### Work required
Among the entries that follow, locate the line with "Clone this table" and the line with "string; label: React.ReactNode;". Output those lines and all lines in between, exactly, minus the pictures.

Saved entries:
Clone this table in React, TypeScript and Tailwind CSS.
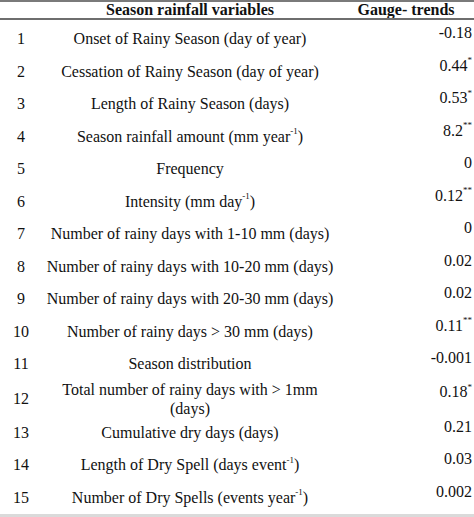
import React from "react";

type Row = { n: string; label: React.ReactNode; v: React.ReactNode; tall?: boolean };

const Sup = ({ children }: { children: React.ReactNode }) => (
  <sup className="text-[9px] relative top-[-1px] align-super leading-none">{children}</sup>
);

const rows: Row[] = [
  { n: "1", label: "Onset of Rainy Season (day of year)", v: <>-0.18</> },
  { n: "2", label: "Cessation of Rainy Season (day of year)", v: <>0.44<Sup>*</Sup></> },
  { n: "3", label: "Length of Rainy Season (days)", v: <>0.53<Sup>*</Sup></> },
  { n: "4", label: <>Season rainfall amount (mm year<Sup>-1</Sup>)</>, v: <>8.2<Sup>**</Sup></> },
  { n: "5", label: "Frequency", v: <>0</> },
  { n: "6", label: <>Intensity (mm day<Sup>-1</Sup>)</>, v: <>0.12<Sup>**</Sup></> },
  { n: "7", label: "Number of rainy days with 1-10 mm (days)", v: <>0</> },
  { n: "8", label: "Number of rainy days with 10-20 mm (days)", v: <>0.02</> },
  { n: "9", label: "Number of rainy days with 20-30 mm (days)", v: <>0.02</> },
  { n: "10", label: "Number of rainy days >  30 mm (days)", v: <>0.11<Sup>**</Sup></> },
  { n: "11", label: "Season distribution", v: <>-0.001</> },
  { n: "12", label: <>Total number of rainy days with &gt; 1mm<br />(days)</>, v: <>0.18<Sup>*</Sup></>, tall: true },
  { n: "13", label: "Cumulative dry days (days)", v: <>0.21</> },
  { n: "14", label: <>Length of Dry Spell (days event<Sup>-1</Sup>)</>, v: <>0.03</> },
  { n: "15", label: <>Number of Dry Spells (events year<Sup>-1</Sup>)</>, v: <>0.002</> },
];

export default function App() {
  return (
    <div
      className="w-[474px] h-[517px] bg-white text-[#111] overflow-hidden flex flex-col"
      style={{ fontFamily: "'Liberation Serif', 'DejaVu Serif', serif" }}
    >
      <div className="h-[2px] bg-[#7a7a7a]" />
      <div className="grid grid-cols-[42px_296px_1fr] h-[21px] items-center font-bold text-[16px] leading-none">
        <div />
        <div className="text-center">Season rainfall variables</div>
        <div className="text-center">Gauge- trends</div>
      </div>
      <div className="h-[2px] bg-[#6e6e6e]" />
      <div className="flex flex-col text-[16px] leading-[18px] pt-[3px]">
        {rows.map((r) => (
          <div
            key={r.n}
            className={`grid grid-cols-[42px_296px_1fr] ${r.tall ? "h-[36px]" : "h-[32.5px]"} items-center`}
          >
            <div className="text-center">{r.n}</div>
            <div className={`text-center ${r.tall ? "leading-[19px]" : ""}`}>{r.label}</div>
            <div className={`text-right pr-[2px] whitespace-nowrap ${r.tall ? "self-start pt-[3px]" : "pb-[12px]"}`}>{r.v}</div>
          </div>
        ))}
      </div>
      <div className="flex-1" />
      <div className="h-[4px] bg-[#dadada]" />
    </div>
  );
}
...
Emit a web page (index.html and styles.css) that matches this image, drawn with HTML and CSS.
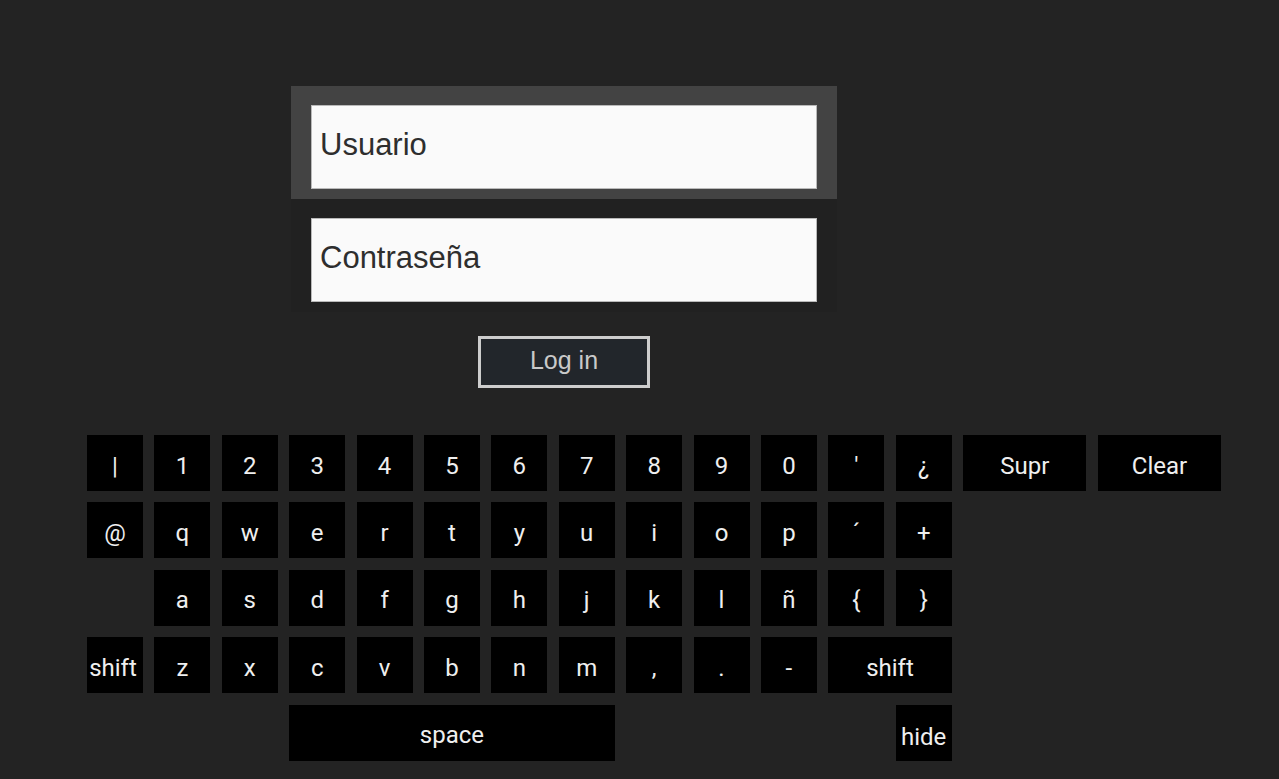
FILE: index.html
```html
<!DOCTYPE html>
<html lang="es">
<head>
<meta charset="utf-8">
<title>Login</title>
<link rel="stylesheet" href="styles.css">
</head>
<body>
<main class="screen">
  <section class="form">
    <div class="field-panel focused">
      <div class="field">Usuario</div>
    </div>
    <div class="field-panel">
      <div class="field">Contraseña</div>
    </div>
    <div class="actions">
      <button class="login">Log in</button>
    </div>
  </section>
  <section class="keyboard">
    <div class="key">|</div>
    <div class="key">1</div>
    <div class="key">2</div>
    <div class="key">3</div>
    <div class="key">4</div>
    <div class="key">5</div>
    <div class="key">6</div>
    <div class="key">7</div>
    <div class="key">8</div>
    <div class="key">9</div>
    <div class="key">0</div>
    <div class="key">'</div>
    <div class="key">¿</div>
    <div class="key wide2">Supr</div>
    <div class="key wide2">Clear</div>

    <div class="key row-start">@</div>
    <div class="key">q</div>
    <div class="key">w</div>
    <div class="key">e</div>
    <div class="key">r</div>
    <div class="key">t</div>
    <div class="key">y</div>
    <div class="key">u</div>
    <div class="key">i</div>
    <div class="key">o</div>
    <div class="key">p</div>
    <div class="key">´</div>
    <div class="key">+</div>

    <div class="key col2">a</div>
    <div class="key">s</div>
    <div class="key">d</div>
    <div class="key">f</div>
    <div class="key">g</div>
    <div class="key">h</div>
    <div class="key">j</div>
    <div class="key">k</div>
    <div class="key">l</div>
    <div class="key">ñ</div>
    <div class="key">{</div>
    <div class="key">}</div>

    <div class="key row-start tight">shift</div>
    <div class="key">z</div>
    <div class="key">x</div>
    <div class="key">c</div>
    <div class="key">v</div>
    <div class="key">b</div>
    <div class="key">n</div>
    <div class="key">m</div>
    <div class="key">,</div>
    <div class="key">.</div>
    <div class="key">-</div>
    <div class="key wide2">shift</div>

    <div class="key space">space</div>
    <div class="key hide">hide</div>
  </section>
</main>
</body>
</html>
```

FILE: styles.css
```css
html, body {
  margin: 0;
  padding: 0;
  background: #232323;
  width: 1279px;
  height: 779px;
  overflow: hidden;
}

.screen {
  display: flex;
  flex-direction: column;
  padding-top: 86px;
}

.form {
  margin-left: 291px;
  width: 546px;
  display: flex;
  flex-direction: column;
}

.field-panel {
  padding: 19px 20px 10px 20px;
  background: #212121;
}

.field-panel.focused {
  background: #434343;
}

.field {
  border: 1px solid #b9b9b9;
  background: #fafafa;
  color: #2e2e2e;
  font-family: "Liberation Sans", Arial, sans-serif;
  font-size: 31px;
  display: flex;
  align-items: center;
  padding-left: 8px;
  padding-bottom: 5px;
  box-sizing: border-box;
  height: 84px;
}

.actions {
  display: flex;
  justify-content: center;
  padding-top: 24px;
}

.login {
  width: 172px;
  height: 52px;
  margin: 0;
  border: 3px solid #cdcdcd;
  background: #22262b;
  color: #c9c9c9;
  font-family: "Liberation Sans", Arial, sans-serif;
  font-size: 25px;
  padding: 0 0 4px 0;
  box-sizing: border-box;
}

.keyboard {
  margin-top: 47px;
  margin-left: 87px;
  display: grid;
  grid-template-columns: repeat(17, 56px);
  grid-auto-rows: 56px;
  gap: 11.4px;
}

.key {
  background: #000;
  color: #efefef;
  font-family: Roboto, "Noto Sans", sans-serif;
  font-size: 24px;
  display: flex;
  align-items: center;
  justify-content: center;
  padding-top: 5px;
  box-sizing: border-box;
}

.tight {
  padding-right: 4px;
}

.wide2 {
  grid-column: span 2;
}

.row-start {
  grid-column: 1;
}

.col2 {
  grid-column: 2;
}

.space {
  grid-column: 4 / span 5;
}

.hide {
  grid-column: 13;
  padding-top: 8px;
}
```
* * *
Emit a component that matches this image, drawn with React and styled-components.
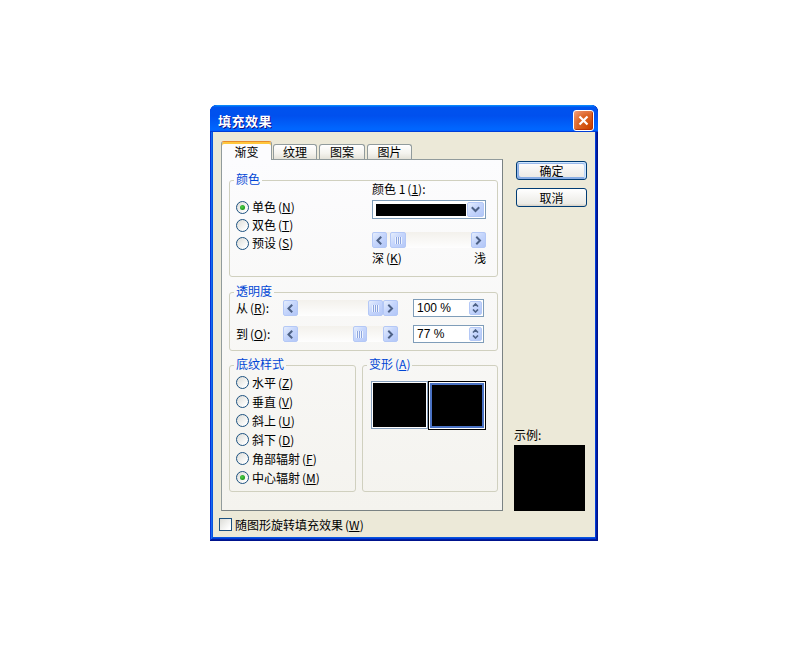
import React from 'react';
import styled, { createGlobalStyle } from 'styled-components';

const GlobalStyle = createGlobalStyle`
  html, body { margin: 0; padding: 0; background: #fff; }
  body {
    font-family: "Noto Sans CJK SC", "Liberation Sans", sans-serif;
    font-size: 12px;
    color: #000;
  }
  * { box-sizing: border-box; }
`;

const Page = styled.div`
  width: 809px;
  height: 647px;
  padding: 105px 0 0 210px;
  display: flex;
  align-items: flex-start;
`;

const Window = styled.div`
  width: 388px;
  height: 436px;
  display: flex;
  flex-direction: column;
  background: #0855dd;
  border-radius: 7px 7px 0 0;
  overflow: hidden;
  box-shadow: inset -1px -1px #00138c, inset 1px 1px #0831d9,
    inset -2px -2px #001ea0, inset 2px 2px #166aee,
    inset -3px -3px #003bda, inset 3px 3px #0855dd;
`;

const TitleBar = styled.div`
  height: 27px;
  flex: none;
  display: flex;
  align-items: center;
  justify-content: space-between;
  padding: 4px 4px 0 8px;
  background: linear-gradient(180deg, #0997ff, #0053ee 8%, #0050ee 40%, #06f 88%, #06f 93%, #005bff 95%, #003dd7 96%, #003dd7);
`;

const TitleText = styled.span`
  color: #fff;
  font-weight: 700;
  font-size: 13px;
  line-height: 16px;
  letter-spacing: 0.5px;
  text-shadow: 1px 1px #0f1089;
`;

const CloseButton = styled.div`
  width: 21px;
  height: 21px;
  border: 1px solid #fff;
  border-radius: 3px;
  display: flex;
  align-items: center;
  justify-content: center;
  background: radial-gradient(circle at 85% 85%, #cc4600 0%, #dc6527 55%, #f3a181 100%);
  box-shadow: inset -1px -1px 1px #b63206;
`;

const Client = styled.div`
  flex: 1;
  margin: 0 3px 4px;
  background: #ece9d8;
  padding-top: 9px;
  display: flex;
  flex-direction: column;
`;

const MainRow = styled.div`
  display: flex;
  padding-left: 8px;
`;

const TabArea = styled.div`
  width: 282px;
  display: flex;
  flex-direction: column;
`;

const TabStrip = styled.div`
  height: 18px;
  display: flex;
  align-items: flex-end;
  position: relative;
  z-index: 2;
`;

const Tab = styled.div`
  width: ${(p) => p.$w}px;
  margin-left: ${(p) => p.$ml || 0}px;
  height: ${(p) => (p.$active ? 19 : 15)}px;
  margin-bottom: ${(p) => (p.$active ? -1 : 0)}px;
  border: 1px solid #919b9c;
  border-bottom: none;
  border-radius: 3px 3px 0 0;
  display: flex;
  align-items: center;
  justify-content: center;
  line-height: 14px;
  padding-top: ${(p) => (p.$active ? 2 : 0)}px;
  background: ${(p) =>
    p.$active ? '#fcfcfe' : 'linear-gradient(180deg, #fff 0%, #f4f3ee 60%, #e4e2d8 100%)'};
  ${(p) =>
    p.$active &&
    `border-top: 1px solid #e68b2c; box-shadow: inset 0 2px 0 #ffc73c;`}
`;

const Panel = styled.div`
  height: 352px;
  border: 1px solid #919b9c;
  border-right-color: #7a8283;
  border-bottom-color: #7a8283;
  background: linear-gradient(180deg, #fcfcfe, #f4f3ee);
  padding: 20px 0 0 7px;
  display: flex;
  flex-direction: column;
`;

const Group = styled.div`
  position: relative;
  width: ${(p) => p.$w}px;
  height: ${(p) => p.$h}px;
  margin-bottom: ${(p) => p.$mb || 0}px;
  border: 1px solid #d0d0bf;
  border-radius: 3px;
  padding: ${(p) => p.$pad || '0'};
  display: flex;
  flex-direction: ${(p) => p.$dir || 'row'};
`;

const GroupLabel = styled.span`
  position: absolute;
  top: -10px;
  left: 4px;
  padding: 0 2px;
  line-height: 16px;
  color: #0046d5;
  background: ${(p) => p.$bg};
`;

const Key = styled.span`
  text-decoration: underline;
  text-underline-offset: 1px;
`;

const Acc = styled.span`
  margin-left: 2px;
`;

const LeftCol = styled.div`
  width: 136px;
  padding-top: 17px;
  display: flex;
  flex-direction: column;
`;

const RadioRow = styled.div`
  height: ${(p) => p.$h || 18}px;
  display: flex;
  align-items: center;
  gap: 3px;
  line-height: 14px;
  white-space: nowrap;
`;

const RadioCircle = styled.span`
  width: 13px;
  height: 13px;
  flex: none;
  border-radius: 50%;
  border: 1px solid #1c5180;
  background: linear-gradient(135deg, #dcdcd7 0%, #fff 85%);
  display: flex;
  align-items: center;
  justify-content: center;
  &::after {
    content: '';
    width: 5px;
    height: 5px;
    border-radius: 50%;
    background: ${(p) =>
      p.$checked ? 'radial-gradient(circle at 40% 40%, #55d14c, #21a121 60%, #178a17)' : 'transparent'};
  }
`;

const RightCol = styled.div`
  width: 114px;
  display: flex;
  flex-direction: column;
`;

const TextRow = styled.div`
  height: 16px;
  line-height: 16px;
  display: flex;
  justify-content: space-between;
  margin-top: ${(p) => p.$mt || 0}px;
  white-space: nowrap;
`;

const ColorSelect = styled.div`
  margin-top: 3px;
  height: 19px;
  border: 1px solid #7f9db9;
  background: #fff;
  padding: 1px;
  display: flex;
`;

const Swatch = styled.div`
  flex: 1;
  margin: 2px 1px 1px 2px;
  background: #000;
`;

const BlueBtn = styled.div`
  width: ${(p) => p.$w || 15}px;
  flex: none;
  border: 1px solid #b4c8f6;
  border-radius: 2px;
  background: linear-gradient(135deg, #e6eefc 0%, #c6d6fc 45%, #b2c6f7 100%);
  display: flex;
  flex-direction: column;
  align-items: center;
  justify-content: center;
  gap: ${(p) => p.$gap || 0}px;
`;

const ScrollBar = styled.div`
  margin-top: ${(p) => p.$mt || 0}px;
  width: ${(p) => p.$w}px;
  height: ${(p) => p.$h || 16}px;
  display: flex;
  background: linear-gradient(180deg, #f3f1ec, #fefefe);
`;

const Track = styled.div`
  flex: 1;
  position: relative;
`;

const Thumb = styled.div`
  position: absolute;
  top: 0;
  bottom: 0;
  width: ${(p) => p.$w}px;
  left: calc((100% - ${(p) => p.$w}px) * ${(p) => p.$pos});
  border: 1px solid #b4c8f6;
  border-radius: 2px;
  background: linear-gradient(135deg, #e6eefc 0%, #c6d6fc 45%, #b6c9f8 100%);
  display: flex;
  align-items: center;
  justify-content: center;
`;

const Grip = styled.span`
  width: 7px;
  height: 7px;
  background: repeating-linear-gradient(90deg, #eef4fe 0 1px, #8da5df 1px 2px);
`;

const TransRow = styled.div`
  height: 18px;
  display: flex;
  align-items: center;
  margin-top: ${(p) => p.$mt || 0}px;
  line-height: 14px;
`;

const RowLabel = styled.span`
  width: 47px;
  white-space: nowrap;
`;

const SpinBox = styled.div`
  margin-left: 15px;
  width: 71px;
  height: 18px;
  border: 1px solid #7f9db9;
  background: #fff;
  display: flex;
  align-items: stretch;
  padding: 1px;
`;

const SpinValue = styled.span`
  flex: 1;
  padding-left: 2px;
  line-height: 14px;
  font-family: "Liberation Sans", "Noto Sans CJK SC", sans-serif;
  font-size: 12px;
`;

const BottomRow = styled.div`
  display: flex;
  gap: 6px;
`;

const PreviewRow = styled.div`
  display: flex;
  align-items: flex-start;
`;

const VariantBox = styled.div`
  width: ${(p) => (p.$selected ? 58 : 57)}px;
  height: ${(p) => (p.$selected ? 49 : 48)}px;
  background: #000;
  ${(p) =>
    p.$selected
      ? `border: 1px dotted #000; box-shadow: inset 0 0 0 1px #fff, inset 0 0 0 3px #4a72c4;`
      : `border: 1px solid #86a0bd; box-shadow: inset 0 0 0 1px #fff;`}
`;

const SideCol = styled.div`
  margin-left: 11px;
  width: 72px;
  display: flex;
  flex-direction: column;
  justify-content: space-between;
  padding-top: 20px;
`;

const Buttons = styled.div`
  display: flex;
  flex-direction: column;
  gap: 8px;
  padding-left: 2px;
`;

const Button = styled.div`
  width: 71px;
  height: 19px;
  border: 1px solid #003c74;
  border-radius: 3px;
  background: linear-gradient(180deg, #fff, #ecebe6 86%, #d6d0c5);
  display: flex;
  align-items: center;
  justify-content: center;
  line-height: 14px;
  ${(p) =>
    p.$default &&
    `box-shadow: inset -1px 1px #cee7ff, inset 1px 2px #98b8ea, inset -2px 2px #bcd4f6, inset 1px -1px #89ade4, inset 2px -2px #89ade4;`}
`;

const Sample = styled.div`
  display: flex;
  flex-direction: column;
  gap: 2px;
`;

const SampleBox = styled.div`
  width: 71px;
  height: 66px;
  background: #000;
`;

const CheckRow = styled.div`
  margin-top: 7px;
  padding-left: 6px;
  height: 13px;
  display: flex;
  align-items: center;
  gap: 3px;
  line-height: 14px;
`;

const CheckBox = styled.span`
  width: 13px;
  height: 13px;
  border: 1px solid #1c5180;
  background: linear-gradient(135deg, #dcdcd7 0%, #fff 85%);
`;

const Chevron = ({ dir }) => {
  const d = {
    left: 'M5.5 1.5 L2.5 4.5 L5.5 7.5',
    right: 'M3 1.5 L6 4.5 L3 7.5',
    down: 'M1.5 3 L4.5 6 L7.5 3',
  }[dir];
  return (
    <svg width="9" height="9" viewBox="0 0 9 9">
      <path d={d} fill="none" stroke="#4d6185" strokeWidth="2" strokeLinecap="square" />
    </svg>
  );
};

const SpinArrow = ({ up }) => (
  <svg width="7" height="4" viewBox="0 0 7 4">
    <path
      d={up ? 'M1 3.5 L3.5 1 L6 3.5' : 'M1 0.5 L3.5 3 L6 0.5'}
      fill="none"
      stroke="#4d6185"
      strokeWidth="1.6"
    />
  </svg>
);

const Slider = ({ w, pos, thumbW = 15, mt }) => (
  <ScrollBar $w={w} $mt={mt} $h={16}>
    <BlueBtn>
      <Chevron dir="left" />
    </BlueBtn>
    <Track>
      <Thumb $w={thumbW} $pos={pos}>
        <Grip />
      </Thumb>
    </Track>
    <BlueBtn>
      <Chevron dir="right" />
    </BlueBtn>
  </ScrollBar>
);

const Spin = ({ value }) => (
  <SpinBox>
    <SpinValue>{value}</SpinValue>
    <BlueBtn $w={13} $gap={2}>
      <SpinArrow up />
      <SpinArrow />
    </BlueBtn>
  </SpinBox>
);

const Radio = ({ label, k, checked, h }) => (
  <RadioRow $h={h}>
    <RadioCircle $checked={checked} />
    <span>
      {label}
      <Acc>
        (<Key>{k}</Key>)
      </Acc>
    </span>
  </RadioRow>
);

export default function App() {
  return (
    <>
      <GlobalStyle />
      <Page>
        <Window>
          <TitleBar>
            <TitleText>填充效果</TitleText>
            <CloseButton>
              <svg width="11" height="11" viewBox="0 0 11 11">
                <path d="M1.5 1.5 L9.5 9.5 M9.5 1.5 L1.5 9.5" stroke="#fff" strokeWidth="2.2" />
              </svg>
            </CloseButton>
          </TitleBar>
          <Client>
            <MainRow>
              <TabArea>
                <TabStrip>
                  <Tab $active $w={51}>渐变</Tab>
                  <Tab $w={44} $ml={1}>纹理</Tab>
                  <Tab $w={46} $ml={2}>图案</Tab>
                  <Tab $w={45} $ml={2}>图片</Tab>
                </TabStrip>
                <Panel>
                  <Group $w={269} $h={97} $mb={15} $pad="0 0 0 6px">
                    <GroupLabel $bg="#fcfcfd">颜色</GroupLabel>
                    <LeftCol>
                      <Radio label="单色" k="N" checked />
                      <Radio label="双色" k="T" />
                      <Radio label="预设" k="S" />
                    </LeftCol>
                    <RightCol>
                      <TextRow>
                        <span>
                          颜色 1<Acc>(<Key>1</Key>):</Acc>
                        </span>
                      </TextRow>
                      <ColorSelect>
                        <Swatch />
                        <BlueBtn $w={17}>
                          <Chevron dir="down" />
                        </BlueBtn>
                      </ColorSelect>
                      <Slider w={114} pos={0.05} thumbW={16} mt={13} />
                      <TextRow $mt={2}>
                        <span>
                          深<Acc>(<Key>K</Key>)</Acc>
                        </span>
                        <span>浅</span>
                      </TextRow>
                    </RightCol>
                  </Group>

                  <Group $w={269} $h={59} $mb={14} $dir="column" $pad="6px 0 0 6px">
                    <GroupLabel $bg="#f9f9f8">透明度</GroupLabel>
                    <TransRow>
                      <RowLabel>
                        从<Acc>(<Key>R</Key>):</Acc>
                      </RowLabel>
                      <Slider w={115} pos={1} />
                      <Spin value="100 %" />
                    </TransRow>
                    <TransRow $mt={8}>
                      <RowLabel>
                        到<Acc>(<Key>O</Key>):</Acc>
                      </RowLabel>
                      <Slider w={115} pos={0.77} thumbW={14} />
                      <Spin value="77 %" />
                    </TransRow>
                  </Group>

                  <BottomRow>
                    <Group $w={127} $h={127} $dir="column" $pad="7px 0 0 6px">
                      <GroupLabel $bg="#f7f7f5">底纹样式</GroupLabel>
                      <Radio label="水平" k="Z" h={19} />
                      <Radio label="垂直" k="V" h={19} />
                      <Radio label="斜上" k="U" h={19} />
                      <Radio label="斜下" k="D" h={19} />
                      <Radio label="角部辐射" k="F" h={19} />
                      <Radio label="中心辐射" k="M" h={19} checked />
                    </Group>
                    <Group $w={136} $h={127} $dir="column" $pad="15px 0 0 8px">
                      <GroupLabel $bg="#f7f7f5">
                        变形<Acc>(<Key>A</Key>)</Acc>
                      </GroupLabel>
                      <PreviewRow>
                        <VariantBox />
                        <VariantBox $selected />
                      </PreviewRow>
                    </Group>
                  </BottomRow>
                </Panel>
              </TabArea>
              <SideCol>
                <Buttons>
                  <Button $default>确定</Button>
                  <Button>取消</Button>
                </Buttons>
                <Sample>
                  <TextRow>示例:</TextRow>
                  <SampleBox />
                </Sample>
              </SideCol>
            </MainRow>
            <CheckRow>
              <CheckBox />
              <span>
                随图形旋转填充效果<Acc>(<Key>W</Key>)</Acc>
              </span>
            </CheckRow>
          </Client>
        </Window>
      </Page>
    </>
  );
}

### Answer to the problem
Clone this table in React, TypeScript and Tailwind CSS.
import React from "react";

type Row = { n: string; label: React.ReactNode; v: React.ReactNode; tall?: boolean };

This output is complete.